Meeting Log 03: Asynchronous Data Ingestion and Latency Mitigation

Meeting Details

Date: 03 March 2026
Attendees: Ketan Clint Pinto, Mr. Roshan Renji
Subject: Serial Buffer Saturation and Real-Time Algorithmic Optimization

By the third supervisory session, the physical hardware array and the initial Python data-parsing scripts had been successfully integrated. However, performance benchmarking revealed a severe asynchronous latency issue. During simulated fall events, the system exhibited a delayed response time exceeding 15 seconds. The supervisor conducted a code review and identified a critical data ingestion bottleneck. The Raspberry Pi 5 was receiving 64 complex subcarriers at 10 frames per second, but the Python engine's NumPy matrix calculations could not process the arrays synchronously. This discrepancy resulted in a massive queue of unread bytes accumulating within the USB serial buffer, forcing the system to analyze heavily outdated telemetry during real-time emergencies.

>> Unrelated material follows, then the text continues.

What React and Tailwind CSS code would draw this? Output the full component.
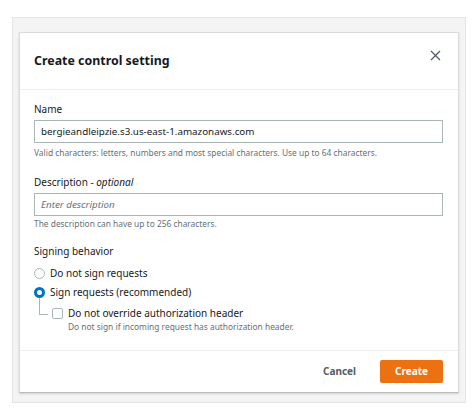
import { useState } from 'react';

// Radio button in the AWS console style
function Radio({ checked, label, onClick }) {
  return (
    <button type="button" onClick={onClick} className="flex items-center h-[16px] text-left">
      {checked ? (
        <span className="w-[11px] h-[11px] rounded-full border-[3.5px] border-[#0073bb] bg-white box-border" />
      ) : (
        <span className="w-[11px] h-[11px] rounded-full border border-[#aab7b8] bg-white box-border" />
      )}
      <span className="ml-[5px] text-[10px] leading-[16px] text-[#16191f]">{label}</span>
    </button>
  );
}

export default function App() {
  const [signing, setSigning] = useState('sign');
  const [noOverride, setNoOverride] = useState(false);
  const [name, setName] = useState('bergieandleipzie.s3.us-east-1.amazonaws.com');
  const [description, setDescription] = useState('');

  return (
    <div className="w-[474px] h-[417px] bg-white pt-[17px] pl-[12px] pr-[8px] font-['Noto_Sans',sans-serif]">
      <div className="h-[386px] bg-[#f4f4f4] border border-[#e4e4e4] px-[6px] pt-[14px]">
        <div className="h-[361px] bg-white border border-[#dcdcdc] border-b-[#b8bcbf] shadow-[0_1px_2px_rgba(0,0,0,0.15)] flex flex-col">
          {/* Header */}
          <div className="h-[57px] shrink-0 flex items-center justify-between pl-[14px] pr-[17px] border-b border-[#eaeded]">
            <h2 className="text-[12.4px] font-bold text-[#16191f] pt-[1px]">Create control setting</h2>
            <button type="button" className="text-[#545b64] -mt-[11px]">
              <svg width="11" height="11" viewBox="0 0 11 11" fill="none" stroke="currentColor" strokeWidth="1.3">
                <path d="M1 1l9 9M10 1l-9 9" />
              </svg>
            </button>
          </div>

          {/* Body */}
          <div className="flex-1 pl-[14px] pr-[15px] pt-[11px]">
            <label className="block text-[10px] leading-[16px] text-[#16191f]">Name</label>
            <input
              value={name}
              onChange={(e) => setName(e.target.value)}
              className="mt-[3px] w-full h-[23px] border border-[#aab7b8] px-[6px] text-[9.8px] text-[#16191f] outline-none"
            />
            <p className="mt-[3px] text-[8.4px] leading-[14px] text-[#687078]">
              Valid characters: letters, numbers and most special characters. Use up to 64 characters.
            </p>

            <label className="mt-[14px] block text-[10px] leading-[16px] text-[#16191f]">
              Description - <i>optional</i>
            </label>
            <input
              value={description}
              onChange={(e) => setDescription(e.target.value)}
              placeholder="Enter description"
              className="mt-[2px] w-full h-[23px] border border-[#aab7b8] px-[6px] text-[9.8px] text-[#16191f] italic placeholder:text-[#687078] placeholder:italic outline-none"
            />
            <p className="mt-[1px] text-[8.4px] leading-[14px] text-[#687078]">
              The description can have up to 256 characters.
            </p>

            <div className="mt-[12px] text-[10px] leading-[16px] text-[#16191f]">Signing behavior</div>
            <div className="mt-[6px]">
              <Radio checked={signing === 'none'} label="Do not sign requests" onClick={() => setSigning('none')} />
            </div>
            <div className="mt-[3px]">
              <Radio checked={signing === 'sign'} label="Sign requests (recommended)" onClick={() => setSigning('sign')} />
            </div>

            <div className="flex mt-[-2px]">
              <div className="ml-[5px] w-[9px] h-[17px] border-l border-b border-[#aab7b8] shrink-0" />
              <div className="ml-[4px] pt-[7px]">
                <button type="button" onClick={() => setNoOverride(!noOverride)} className="flex items-center h-[16px]">
                  <span className={`w-[11px] h-[11px] rounded-[2px] border ${noOverride ? 'bg-[#0073bb] border-[#0073bb]' : 'bg-white border-[#aab7b8]'}`} />
                  <span className="ml-[5px] text-[10px] leading-[16px] text-[#16191f]">Do not override authorization header</span>
                </button>
                <p className="ml-[16px] text-[8.4px] leading-[12px] text-[#687078]">
                  Do not sign if incoming request has authorization header.
                </p>
              </div>
            </div>
          </div>

          {/* Footer */}
          <div className="h-[42px] shrink-0 border-t border-[#eaeded] flex items-center justify-end pr-[15px]">
            <button type="button" className="mr-[24px] text-[10px] font-bold text-[#545b64]">Cancel</button>
            <button type="button" className="w-[63px] h-[23px] bg-[#ec7211] rounded-[2px] text-[10px] font-bold text-white">
              Create
            </button>
          </div>
        </div>
      </div>
    </div>
  );
}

To rectify this, the supervisor mandated the implementation of a strict queue-flushing protocol within the serial listener thread. The software was updated to continuously monitor the in_waiting buffer metric. A logical failsafe was introduced: should the queue exceed 2,000 bytes, the script automatically executes a reset_input_buffer() command. This mechanism instantaneously purges obsolete data, ensuring the mathematical engine consistently evaluates the most recent physical frame. Concurrently, the detection mathematics were refined. The flawed raw amplitude thresholding method was discarded in favour of a "Wave-Shift" algorithm, which calculates standard deviation across a rolling 10-frame buffer to dynamically filter ambient thermal noise. Subsequent testing demonstrated that these optimizations successfully reduced system latency to sub-500 milliseconds.